**Goal:** Copy out the data exactly, leaving the pictures behind.

**Collected material:**
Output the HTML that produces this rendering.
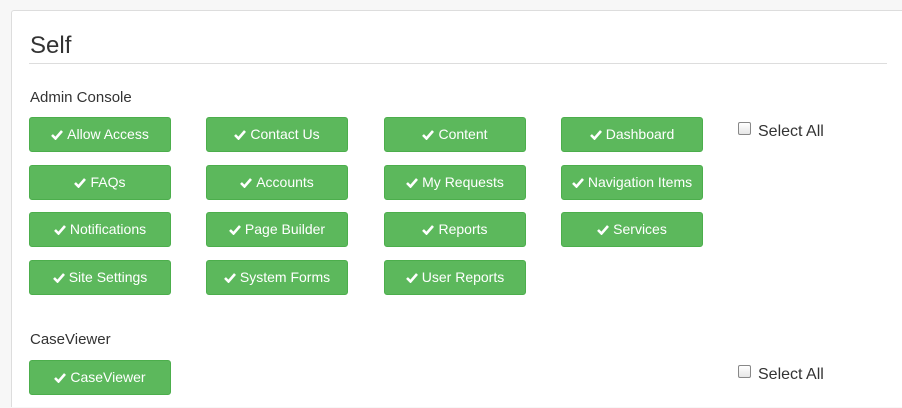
<!DOCTYPE html>
<html><head><style>
html,body{margin:0;height:408px;overflow:hidden}
body{background:#f7f7f7;font-family:"Liberation Sans",sans-serif;width:902px;position:relative}
.panel{position:absolute;left:11px;top:10px;width:900px;height:396px;background:#fff;border:1px solid #ddd;border-bottom:none;border-radius:3px 3px 0 0}
h1{position:absolute;left:30px;top:31px;margin:0;font-size:24px;font-weight:normal;color:#333;line-height:30px}
.hr{position:absolute;left:29px;top:63px;width:858px;height:1px;background:#ddd}
.lbl{position:absolute;left:30px;font-size:15px;color:#333}
.b{position:absolute;width:140px;height:33px;background:#5cb85c;border:1px solid #4cae4c;border-radius:3px;color:#fff;font-size:14px;line-height:33px;text-align:center;white-space:nowrap}
.b svg{vertical-align:-1px;margin-right:4px}
.sa{position:absolute;left:738px;font-size:16px;color:#333}
.cb{display:inline-block;width:11px;height:11px;border:1px solid #888;border-radius:2px;background:linear-gradient(#fff,#e6e6e6);vertical-align:1px;margin-right:7px}
</style></head><body>
<div class="panel"></div>
<h1>Self</h1>
<div class="hr"></div>
<div class="lbl" style="top:89px">Admin Console</div>
<div class="lbl" style="top:331px">CaseViewer</div>
<div class="sa" style="top:122px"><span class="cb"></span>Select All</div>
<div class="sa" style="top:365px"><span class="cb"></span>Select All</div>
<div id="btns"></div>
<script>
var ck='<svg width="12" height="11" viewBox="0 0 12 11"><path d="M1 6 L4.5 9.5 L11 2" stroke="#fff" stroke-width="2.6" fill="none"/></svg>';
var rows=[["Allow Access","Contact Us","Content","Dashboard"],["FAQs","Accounts","My Requests","Navigation Items"],["Notifications","Page Builder","Reports","Services"],["Site Settings","System Forms","User Reports"]];
var xs=[29,206,384,561],ys=[117,165,212,260],h="";
rows.forEach(function(r,i){r.forEach(function(t,j){h+='<div class="b" style="left:'+xs[j]+'px;top:'+ys[i]+'px">'+ck+t+'</div>';});});
h+='<div class="b" style="left:29px;top:360px">'+ck+'CaseViewer</div>';
document.getElementById("btns").innerHTML=h;
</script>
</body></html>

**Answer:**
Output the HTML that produces this rendering.
<!DOCTYPE html>
<html><head><style>
html,body{margin:0;height:408px;overflow:hidden}
body{background:#f7f7f7;font-family:"Liberation Sans",sans-serif;width:902px;position:relative}
.panel{position:absolute;left:11px;top:10px;width:900px;height:396px;background:#fff;border:1px solid #ddd;border-bottom:none;border-radius:3px 3px 0 0}
h1{position:absolute;left:30px;top:31px;margin:0;font-size:24px;font-weight:normal;color:#333;line-height:30px}
.hr{position:absolute;left:29px;top:63px;width:858px;height:1px;background:#ddd}
.lbl{position:absolute;left:30px;font-size:15px;color:#333}
.b{position:absolute;width:140px;height:33px;background:#5cb85c;border:1px solid #4cae4c;border-radius:3px;color:#fff;font-size:14px;line-height:33px;text-align:center;white-space:nowrap}
.b svg{vertical-align:-1px;margin-right:4px}
.sa{position:absolute;left:738px;font-size:16px;color:#333}
.cb{display:inline-block;width:11px;height:11px;border:1px solid #888;border-radius:2px;background:linear-gradient(#fff,#e6e6e6);vertical-align:1px;margin-right:7px}
</style></head><body>
<div class="panel"></div>
<h1>Self</h1>
<div class="hr"></div>
<div class="lbl" style="top:89px">Admin Console</div>
<div class="lbl" style="top:331px">CaseViewer</div>
<div class="sa" style="top:122px"><span class="cb"></span>Select All</div>
<div class="sa" style="top:365px"><span class="cb"></span>Select All</div>
<div id="btns"></div>
<script>
var ck='<svg width="12" height="11" viewBox="0 0 12 11"><path d="M1 6 L4.5 9.5 L11 2" stroke="#fff" stroke-width="2.6" fill="none"/></svg>';
var rows=[["Allow Access","Contact Us","Content","Dashboard"],["FAQs","Accounts","My Requests","Navigation Items"],["Notifications","Page Builder","Reports","Services"],["Site Settings","System Forms","User Reports"]];
var xs=[29,206,384,561],ys=[117,165,212,260],h="";
rows.forEach(function(r,i){r.forEach(function(t,j){h+='<div class="b" style="left:'+xs[j]+'px;top:'+ys[i]+'px">'+ck+t+'</div>';});});
h+='<div class="b" style="left:29px;top:360px">'+ck+'CaseViewer</div>';
document.getElementById("btns").innerHTML=h;
</script>
</body></html>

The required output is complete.